Discover the reasons behind why the value of eggs bought by restaurants is excluded from GDP calculations. Learn about intermediate goods, double counting, and how they impact economic measurements—bringing clarity to this essential concept in economics!

A Closer Look at GDP Calculations

You’re sitting in your favorite diner, ready for a delicious breakfast—maybe an omelet loaded with toppings. Ever wondered how that meal fits into the grand puzzle known as the economy? Well, one fascinating aspect is why the eggs used to whip up your breakfast aren’t counted in the Gross Domestic Product (GDP). You might think, "Wait, they cost money, don’t they?" And you'd be right! But there’s more to it than meets the eye.

What is GDP Anyway?

Before we dive deep, let's clarify what GDP is. Essentially, it measures the total economic output of a country—the value of all final goods and services produced during a specific period. The key word here is final. Any good or service that goes through a production process gets categorized into two groups: final goods and intermediate goods.

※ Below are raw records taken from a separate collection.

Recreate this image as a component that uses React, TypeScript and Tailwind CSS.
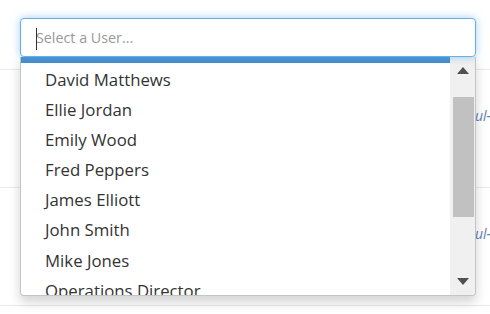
const USERS = [
  'David Matthews',
  'Ellie Jordan',
  'Emily Wood',
  'Fred Peppers',
  'James Elliott',
  'John Smith',
  'Mike Jones',
  'Operations Director',
]

function ScrollBar() {
  return (
    <div className="w-[25px] shrink-0 bg-[#f0f0f0] flex flex-col items-center pt-[10px]">
      <svg width="12" height="7" viewBox="0 0 12 7">
        <path d="M6 0 L12 7 L0 7 Z" fill="#505050" />
      </svg>
      <div className="mt-[23px] ml-[2px] w-[21px] h-[120px] bg-[#c1c1c1]" />
      <div className="flex-1" />
      <svg width="12" height="7" viewBox="0 0 12 7" className="mb-[10px]">
        <path d="M0 0 L12 0 L6 7 Z" fill="#505050" />
      </svg>
    </div>
  )
}

export default function App() {
  return (
    <div
      className="relative w-[490px] h-[314px] overflow-hidden bg-white"
      style={{ fontFamily: '"Open Sans", "Liberation Sans", sans-serif' }}
    >
      {/* page behind the dropdown */}
      <div className="pt-[69px]">
        {[0, 1].map((i) => (
          <div key={i} className="h-[118px] border-t border-[#e6e9ee] pt-[33px] pl-[475px] whitespace-nowrap overflow-hidden">
            <span className="text-[14px] leading-[20px] italic text-[#5f7fae]">ul-time</span>
          </div>
        ))}
        <div className="border-t border-[#e6e9ee]" />
      </div>

      {/* select + open menu */}
      <div className="absolute left-[20px] top-[18px] w-[456px]">
        <div className="relative h-[39px] rounded-[4px] border border-[#66afe9] bg-white shadow-[0_0_8px_rgba(102,175,233,0.6)] flex items-center pl-[15px]">
          <span className="absolute left-[15px] top-[9px] w-px h-[22px] bg-[#333]" />
          <span className="text-[14.3px] text-[#999]">Select a User...</span>
        </div>
        <div className="h-[239px] flex bg-white border-x border-b border-[#c4c4c4] rounded-b-[4px] overflow-hidden shadow-[0_6px_12px_rgba(0,0,0,0.175)]">
          <div className="flex-1 flex flex-col overflow-hidden">
            <div className="h-[6px] bg-[#428bca] shrink-0" />
            <div className="pt-[1px] flex flex-col">
              {USERS.map((u) => (
                <div key={u} className="h-[30.2px] shrink-0 flex items-center pl-[24px] text-[16.8px] text-[#333]">
                  {u}
                </div>
              ))}
            </div>
          </div>
          <ScrollBar />
        </div>
      </div>
    </div>
  )
}
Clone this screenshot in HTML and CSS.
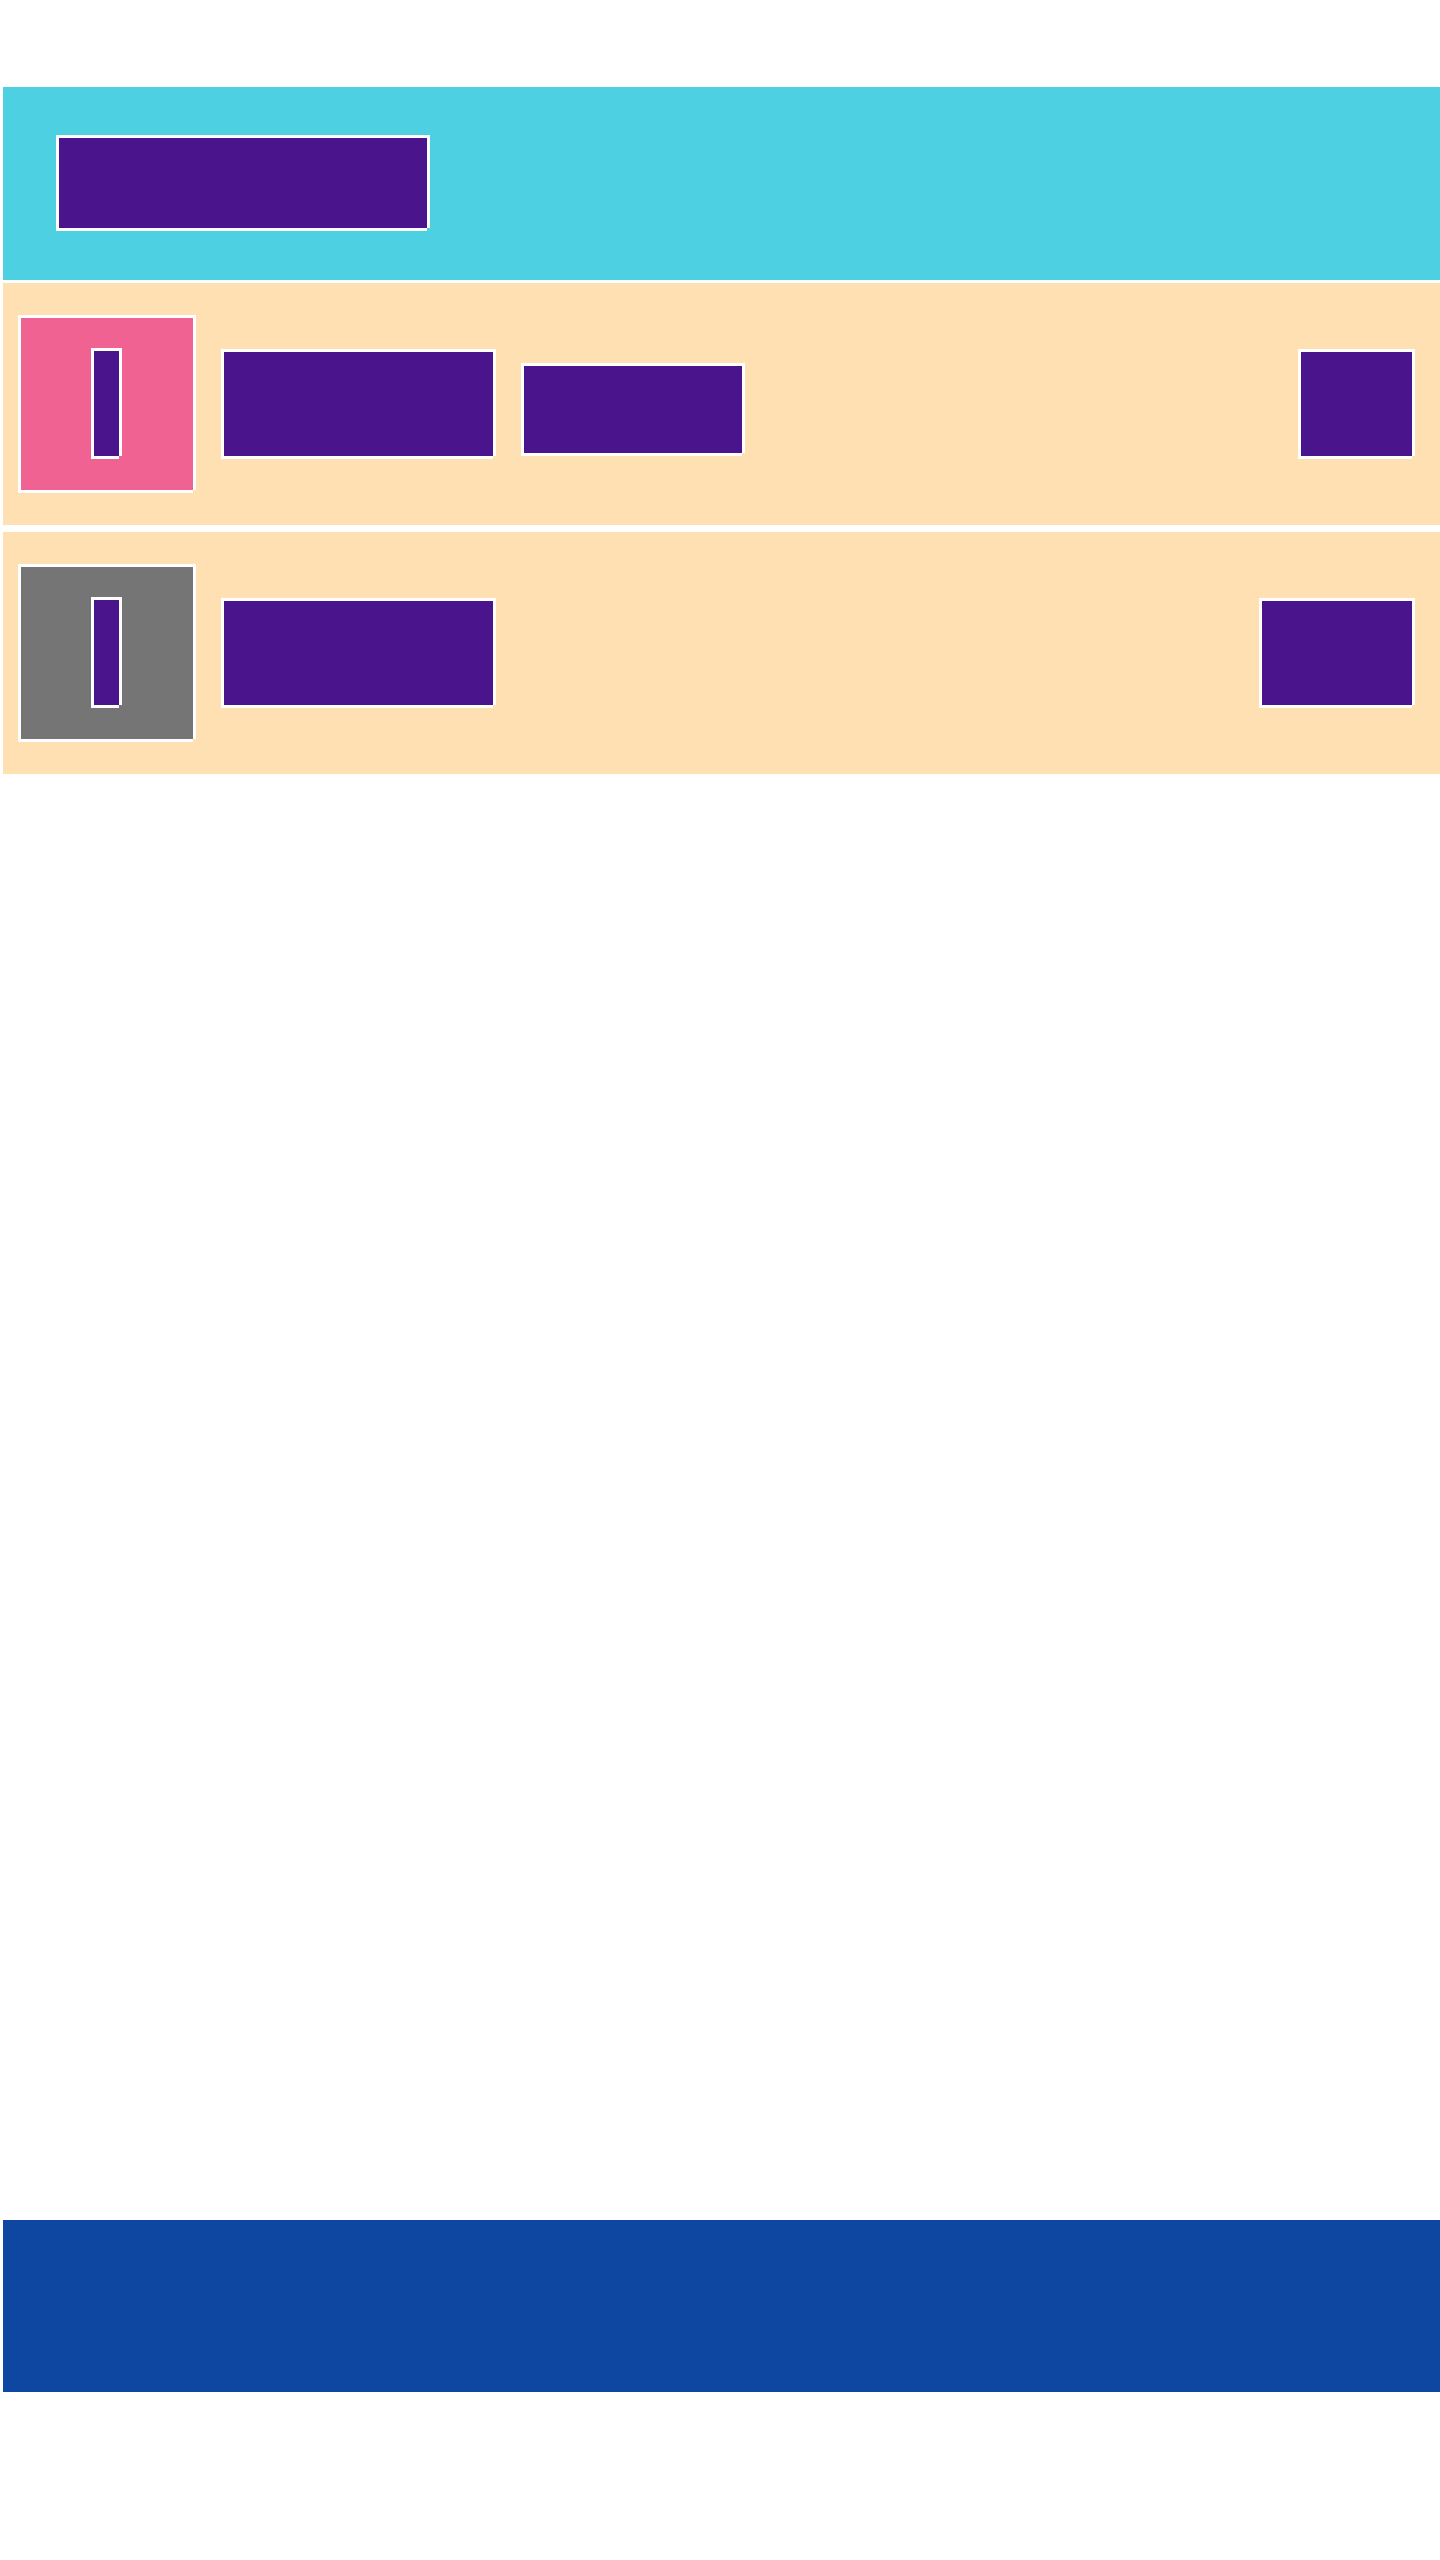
FILE: index.html
```html
<!DOCTYPE html>
<html lang="en">
<head>
<meta charset="utf-8">
<title>List</title>
<link rel="stylesheet" href="styles.css">
</head>
<body>
<div class="page">
  <header class="header">
    <div class="blk header-title"></div>
  </header>
  <div class="row row-first">
    <div class="blk icon icon-pink"><div class="blk bar"></div></div>
    <div class="blk label"></div>
    <div class="blk tag"></div>
    <div class="blk action action-small"></div>
  </div>
  <div class="row row-second">
    <div class="blk icon icon-gray"><div class="blk bar"></div></div>
    <div class="blk label"></div>
    <div class="blk action action-wide"></div>
  </div>
  <footer class="footer"></footer>
</div>
</body>
</html>
```

FILE: styles.css
```css
html, body {
  margin: 0;
  padding: 0;
  background: #ffffff;
}

.page {
  padding: 87px 0 0 3px;
  font-family: "Liberation Sans", Arial, sans-serif;
}

.blk {
  box-sizing: border-box;
  background: #4a148c;
  border-top: 3px solid #ffffff;
  border-left: 3px solid #ffffff;
  box-shadow: 3px 0 0 #ffffff, 0 3px 0 #ffffff;
  flex: none;
}

.header {
  height: 193px;
  background: #4dd0e1;
  box-sizing: border-box;
  padding: 48px 0 0 53px;
}

.header-title {
  width: 371px;
  height: 93px;
}

.row {
  display: flex;
  align-items: flex-start;
  height: 242px;
  box-sizing: border-box;
  padding: 32px 28px 35px 15px;
  background: #ffe0b2;
}

.row-first {
  margin-top: 3px;
}

.row-second {
  margin-top: 7px;
}

.icon {
  width: 175px;
  height: 175px;
  display: flex;
  align-items: flex-start;
}

.icon-pink {
  background: #f06292;
}

.icon-gray {
  background: #757575;
}

.bar {
  width: 28px;
  height: 108px;
  margin: 30px 0 0 70px;
}

.label {
  width: 272px;
  height: 107px;
  margin: 34px 0 0 28px;
}

.tag {
  width: 221px;
  height: 90px;
  margin: 48px 0 0 28px;
}

.action {
  height: 107px;
  margin: 34px 0 0 auto;
}

.action-small {
  width: 114px;
}

.action-wide {
  width: 153px;
}

.footer {
  margin-top: 1446px;
  height: 172px;
  background: #0d47a1;
}
```
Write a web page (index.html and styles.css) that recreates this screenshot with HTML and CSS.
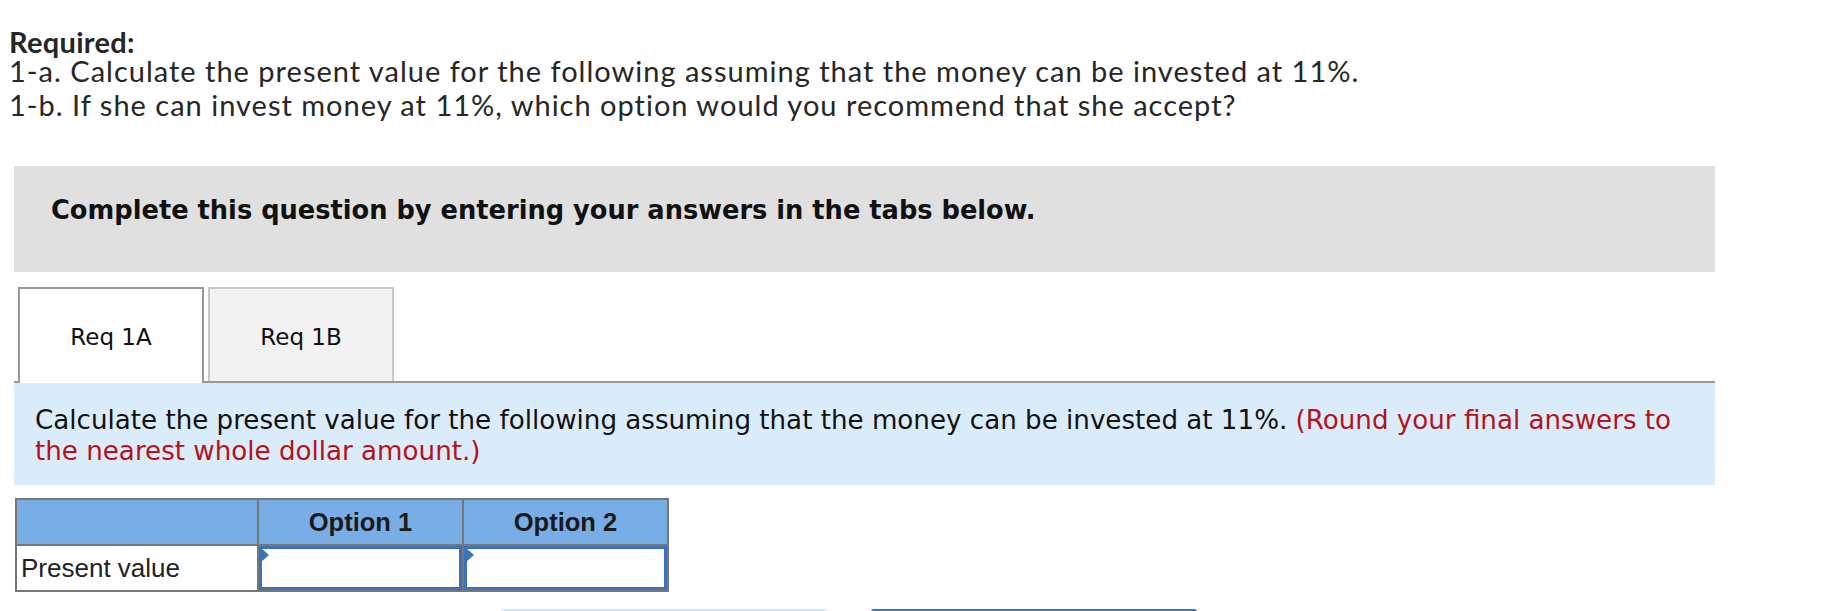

Eggs as Intermediate Goods

So, where do eggs fit in? When a restaurant buys eggs, they’re not selling those eggs on your plate directly. Instead, they're using them to create tasty dishes. Because of this, eggs are classified as intermediate goods. They’re part of the ingredients that go into producing the final product we enjoy—like that scrumptious omelet or a freshly baked quiche.

Avoiding Double Counting

Now, let’s think about another critical concept in GDP calculations: double counting. If eggs were included in GDP, that would mean we’re counting their value twice: once when the restaurant buys them and again when they’re turned into an omelet. This wouldn’t give us an accurate picture of economic activity; it would actually inflate the GDP figures!

You see, the eggs’ journey doesn’t end at the farm; they play a vital role in the restaurant's menu, helping to create final goods that customers pay for. By only counting the value of final goods—like the meals you purchase—the GDP remains a clear reflection of economic health without redundancy.

Why It Matters for You

But why should you care about whether eggs are counted in GDP? Well, understanding this nuance gives insight into how economies operate and helps you grasp the bigger picture of economic indicators. Plus, knowing these details can help you tackle tricky economics questions, especially if you’re preparing for competitive exams or just want to feel more confident in your understanding of economics!

Wrapping It Up

So, to sum things up: the value of eggs bought by a restaurant is not included in GDP for several great reasons. They’re classified as intermediate goods, which helps avoid double counting in economic measurements. This ensures the economic output is accurately represented, giving both policymakers and students like you a clearer understanding of the nation’s economic wellbeing.

Next time you indulge in breakfast, think about all that goes into that satisfying meal—and how it fits into the chatting topics of GDP calculations. You might just spark up a conversation about economics over your favorite dish!